__PROBLEM TO WORK ON__
Find the lines below that contain the string "this". Copy each one.

__SUPPLIED INFORMATION__
━━━━━━━━━━━━━━━━━━━━━━━━━━━━━━
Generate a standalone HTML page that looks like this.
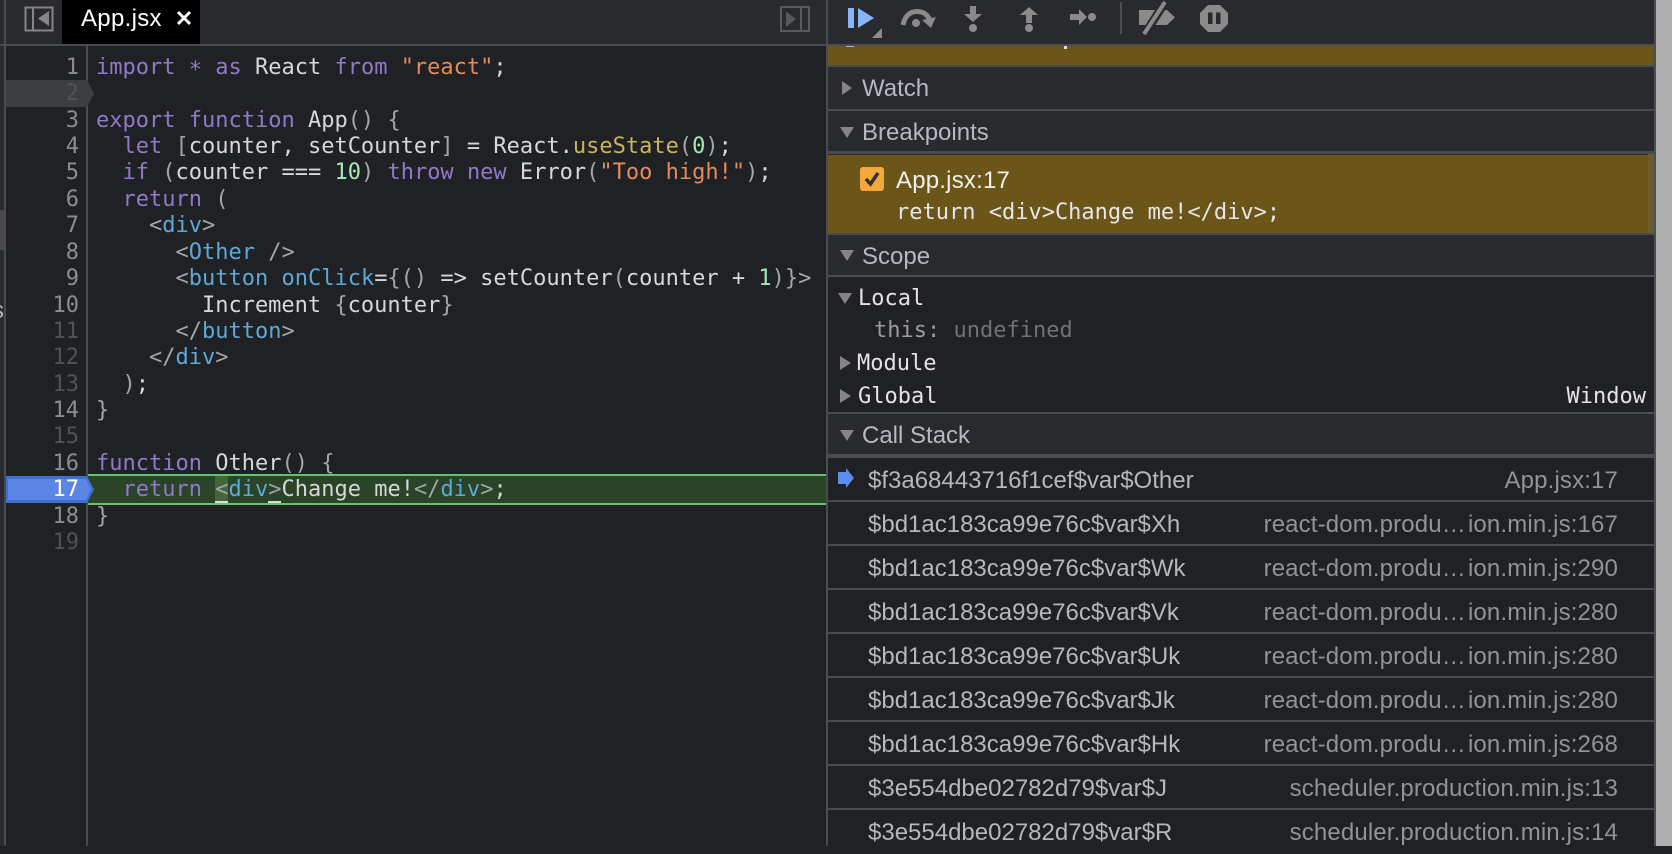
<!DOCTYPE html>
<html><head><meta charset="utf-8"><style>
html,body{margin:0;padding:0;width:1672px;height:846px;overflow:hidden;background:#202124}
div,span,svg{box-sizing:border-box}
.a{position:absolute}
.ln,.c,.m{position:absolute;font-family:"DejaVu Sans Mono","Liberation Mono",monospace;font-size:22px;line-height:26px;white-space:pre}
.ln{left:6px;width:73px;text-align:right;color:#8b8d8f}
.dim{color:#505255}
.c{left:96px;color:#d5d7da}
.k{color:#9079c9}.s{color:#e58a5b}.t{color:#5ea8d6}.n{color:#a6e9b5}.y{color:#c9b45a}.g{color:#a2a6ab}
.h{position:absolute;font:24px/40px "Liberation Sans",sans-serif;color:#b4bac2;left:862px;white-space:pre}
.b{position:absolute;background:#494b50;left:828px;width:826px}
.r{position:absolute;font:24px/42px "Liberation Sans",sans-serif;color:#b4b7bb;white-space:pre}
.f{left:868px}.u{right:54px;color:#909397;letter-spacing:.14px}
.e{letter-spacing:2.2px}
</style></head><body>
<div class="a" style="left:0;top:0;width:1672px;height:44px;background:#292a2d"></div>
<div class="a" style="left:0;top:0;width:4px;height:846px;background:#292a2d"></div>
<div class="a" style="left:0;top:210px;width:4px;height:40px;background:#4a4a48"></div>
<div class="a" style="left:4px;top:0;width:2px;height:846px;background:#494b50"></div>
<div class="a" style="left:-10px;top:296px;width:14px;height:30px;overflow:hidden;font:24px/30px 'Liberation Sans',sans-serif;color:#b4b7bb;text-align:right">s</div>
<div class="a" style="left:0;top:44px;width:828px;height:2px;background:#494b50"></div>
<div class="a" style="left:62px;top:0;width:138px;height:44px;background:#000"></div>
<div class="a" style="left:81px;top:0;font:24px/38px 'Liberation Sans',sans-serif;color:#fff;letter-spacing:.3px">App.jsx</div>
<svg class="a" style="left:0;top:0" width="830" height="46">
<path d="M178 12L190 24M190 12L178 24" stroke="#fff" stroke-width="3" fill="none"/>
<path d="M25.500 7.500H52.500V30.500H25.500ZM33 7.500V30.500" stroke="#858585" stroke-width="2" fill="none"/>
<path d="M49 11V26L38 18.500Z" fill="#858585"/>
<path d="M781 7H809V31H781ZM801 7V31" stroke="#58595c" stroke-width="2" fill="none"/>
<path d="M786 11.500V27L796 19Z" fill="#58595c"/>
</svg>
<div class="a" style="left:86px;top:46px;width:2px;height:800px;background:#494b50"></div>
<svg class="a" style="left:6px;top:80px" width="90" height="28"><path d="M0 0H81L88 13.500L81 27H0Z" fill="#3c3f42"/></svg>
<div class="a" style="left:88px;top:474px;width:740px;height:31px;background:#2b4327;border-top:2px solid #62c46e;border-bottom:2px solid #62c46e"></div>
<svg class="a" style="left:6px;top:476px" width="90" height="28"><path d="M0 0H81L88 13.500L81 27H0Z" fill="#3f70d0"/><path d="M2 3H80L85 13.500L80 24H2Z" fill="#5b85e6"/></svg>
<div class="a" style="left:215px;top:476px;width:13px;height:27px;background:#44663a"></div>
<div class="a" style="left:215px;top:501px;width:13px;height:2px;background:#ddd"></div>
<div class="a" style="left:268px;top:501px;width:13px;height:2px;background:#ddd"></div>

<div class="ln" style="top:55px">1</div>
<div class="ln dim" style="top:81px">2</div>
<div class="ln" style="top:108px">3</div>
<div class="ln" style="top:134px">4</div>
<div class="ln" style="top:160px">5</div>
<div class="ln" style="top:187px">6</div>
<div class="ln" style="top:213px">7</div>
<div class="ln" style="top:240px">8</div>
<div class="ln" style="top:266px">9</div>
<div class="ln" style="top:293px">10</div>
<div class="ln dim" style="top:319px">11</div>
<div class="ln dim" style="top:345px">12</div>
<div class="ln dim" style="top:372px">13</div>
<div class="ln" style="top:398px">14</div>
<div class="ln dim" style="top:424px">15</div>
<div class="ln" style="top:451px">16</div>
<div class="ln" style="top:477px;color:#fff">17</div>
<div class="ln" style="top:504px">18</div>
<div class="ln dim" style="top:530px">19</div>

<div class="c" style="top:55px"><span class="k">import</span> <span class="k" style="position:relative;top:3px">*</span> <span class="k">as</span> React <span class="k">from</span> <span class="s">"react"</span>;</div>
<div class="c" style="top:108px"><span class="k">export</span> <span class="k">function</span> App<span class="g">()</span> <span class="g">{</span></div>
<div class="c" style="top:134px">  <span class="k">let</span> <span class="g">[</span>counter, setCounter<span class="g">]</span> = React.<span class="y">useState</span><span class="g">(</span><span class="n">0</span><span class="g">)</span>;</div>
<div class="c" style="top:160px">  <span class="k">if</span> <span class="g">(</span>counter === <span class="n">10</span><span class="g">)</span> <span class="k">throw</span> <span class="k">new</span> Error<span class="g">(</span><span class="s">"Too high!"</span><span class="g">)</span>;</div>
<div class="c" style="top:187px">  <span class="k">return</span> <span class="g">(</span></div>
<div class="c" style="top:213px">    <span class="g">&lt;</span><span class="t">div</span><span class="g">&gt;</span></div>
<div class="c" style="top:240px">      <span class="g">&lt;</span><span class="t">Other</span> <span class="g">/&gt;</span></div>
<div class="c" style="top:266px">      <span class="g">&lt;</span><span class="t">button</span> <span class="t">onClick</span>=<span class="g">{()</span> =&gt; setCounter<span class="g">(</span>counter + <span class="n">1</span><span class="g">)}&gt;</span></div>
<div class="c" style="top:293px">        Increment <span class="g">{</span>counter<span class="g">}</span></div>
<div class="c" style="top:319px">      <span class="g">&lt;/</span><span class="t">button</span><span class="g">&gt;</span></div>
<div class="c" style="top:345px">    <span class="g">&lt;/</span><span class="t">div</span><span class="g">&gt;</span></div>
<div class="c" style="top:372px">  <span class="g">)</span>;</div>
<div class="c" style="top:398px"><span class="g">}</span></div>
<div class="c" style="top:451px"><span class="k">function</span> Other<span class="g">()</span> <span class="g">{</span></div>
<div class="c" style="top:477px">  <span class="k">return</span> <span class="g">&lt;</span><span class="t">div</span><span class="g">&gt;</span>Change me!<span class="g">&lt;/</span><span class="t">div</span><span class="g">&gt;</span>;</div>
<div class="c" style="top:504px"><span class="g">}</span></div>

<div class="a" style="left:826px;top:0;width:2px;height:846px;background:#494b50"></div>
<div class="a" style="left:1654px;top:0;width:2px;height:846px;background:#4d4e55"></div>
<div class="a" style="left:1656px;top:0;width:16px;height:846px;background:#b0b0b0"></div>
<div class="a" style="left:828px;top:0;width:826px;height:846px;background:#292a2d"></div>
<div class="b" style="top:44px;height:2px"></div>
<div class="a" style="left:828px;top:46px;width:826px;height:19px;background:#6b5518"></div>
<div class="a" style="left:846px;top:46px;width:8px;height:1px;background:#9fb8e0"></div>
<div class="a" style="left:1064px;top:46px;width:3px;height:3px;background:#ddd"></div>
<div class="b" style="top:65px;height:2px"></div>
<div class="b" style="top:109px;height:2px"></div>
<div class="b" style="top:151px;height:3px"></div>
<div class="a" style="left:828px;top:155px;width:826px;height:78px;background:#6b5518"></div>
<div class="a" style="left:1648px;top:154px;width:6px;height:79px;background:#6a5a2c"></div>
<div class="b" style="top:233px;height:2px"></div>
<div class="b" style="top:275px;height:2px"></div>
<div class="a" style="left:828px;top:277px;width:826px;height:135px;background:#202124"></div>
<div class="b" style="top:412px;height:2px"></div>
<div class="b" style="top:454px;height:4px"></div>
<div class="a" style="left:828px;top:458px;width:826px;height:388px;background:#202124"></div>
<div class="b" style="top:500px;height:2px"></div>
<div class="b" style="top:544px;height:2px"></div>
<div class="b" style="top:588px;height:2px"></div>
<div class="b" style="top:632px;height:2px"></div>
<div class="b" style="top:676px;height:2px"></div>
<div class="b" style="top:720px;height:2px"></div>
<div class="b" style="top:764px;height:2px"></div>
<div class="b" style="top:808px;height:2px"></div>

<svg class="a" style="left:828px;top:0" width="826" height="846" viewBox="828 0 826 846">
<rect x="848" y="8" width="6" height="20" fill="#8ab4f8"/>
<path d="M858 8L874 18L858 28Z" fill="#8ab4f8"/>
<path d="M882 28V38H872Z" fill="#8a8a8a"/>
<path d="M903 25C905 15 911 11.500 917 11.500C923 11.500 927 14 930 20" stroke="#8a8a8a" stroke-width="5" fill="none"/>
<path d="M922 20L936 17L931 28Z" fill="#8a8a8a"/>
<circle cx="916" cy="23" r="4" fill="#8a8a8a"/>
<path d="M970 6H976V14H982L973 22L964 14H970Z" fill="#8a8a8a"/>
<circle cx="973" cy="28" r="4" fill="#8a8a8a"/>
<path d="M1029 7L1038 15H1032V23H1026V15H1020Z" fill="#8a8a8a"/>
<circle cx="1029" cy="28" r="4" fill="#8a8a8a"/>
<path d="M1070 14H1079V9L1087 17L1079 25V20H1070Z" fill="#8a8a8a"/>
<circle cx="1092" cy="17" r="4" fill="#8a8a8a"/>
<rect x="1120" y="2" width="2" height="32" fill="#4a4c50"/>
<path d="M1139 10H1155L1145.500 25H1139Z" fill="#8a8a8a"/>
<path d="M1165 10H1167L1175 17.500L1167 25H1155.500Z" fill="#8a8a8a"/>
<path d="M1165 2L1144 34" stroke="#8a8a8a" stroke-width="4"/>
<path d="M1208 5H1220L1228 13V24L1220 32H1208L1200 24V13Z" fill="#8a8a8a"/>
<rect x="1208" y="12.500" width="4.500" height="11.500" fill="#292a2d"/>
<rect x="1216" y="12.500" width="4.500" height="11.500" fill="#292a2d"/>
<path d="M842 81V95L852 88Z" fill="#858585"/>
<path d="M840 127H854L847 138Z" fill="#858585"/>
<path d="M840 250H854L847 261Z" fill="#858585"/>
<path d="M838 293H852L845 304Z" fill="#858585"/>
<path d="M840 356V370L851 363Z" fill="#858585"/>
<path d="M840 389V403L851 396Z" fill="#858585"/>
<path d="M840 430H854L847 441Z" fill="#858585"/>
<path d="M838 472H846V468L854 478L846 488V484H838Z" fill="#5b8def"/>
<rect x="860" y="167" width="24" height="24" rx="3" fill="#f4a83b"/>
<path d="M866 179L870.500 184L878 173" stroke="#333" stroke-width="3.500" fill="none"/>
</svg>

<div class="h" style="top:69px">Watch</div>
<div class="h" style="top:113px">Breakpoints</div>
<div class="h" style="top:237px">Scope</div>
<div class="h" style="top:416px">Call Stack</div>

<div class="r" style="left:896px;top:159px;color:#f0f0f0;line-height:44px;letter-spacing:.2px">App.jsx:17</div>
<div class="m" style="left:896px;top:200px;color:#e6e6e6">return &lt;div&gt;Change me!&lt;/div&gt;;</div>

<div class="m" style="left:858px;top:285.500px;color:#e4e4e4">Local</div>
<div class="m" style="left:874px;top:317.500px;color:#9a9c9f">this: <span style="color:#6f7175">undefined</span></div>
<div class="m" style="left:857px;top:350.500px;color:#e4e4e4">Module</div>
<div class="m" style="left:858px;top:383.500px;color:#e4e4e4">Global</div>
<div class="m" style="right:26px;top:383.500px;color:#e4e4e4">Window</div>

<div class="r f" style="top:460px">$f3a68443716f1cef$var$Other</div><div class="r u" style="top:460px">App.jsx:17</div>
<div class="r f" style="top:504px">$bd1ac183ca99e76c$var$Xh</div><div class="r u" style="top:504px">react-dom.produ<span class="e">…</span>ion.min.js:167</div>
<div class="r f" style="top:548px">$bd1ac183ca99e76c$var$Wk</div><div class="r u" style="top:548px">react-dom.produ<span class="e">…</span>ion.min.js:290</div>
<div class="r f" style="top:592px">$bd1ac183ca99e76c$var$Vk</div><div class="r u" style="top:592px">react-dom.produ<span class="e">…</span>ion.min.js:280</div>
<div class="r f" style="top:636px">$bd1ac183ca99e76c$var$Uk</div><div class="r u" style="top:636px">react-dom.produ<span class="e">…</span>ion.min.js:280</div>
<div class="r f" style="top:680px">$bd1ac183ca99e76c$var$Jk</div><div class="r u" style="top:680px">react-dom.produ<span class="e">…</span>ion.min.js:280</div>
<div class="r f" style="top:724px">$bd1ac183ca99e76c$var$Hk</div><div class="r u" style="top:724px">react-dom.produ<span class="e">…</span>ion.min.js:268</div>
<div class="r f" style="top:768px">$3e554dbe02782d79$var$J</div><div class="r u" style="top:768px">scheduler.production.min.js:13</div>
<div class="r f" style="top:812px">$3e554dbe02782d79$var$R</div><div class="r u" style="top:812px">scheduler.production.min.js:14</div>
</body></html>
━━━━━━━━━━━━━━━━━━━━━━━━━━━━━━
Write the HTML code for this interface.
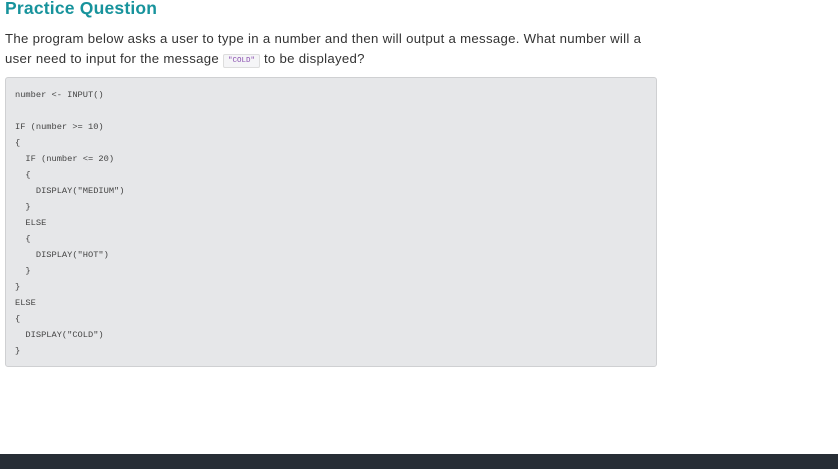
━━━━━━━━━━━━━━━━━━━━━━━━━━━━━━
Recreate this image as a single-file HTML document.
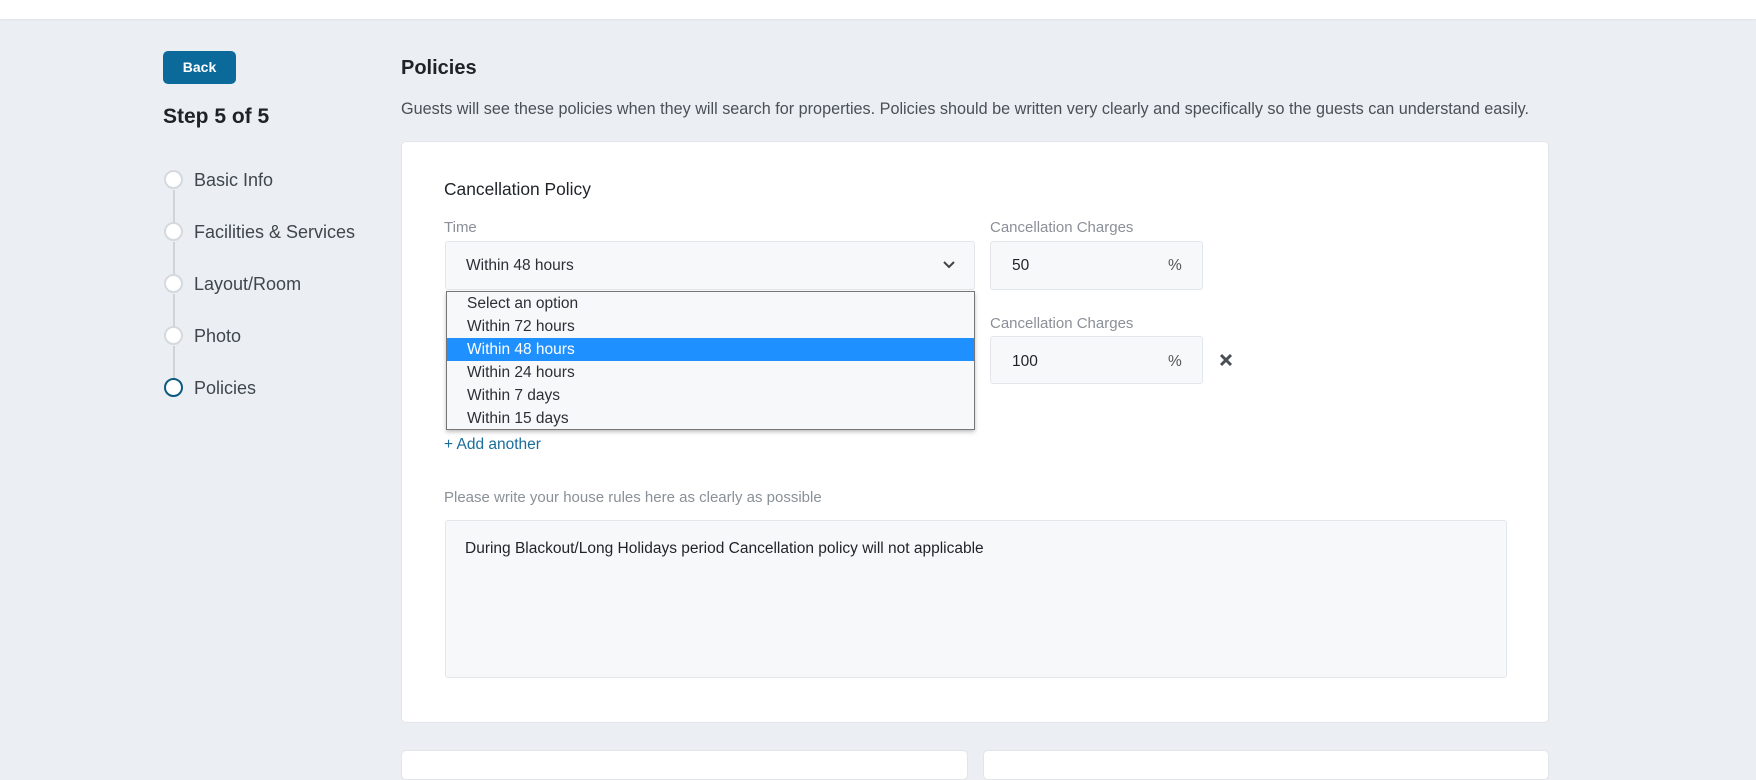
━━━━━━━━━━━━━━━━━━━━━━━━━━━━━━
__THE OUTPUT__
Generate a standalone HTML page that looks like this.
<div class="m" style="left:874px;top:317.500px;color:#9a9c9f">this: <span style="color:#6f7175">undefined</span></div>
Write the HTML code for this interface.
Recreate this image as a single-file HTML document.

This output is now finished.